You can read the rest here.

Another question is why the Sheriff’s Office treated Edwards so harshly. She is 62, a 27-year court employee, and her case is a misdemeanor, a nonviolent “paper case.”

In similar cases the DA sends the defendant a letter saying they have been charged and must report to a court date. Edwards was arrested at home, handcuffed, photographed as she was trundled into a sheriff’s vehicle, and booked into the county jail. The post of her arrest quickly went up on the sheriff’s Facebook page. 

If county law enforcement is playing by the rules, it can still be said that they’re enamored of likes on social media. But we can’t say they are playing by the rules because so much is hidden by grand juries and sealed warrants.

PS: The Sheriff’s Office has stated that a reporter “remains a person of interest until this matter is fully adjudicated.”

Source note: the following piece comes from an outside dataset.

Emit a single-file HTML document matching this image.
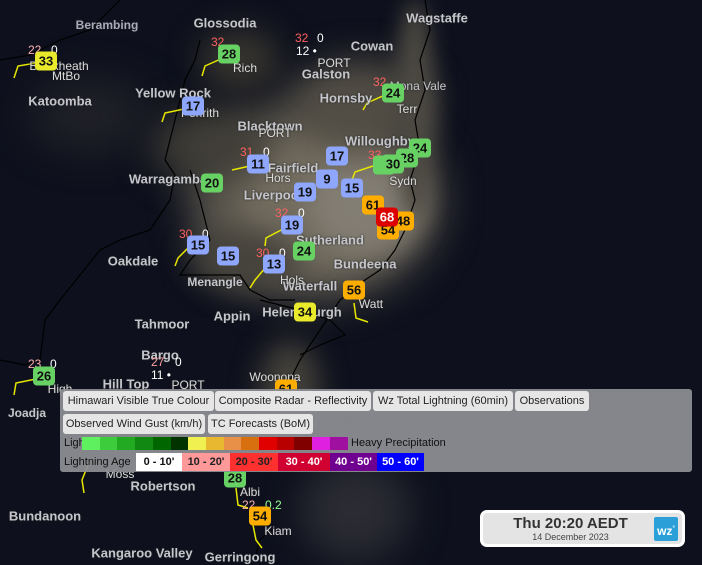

No, the persons of interest are the framers of the U.S. Constitution who specifically identified and protected one profession — journalism — and the state of California, which has shield laws that protect publishers, editors and reporters from overzealous — or politically motivated — public officials.

Postscript: It was long ago reported that the FBI was investigating.  But it is time to drop the presumption that the G-men are taking so long because they are investigating the corruption root and branch. It seems they abandoned Stockton. I hope I am wrong. But perhaps there is a reason some people say that the FBI stands for Famous, But Incompetent.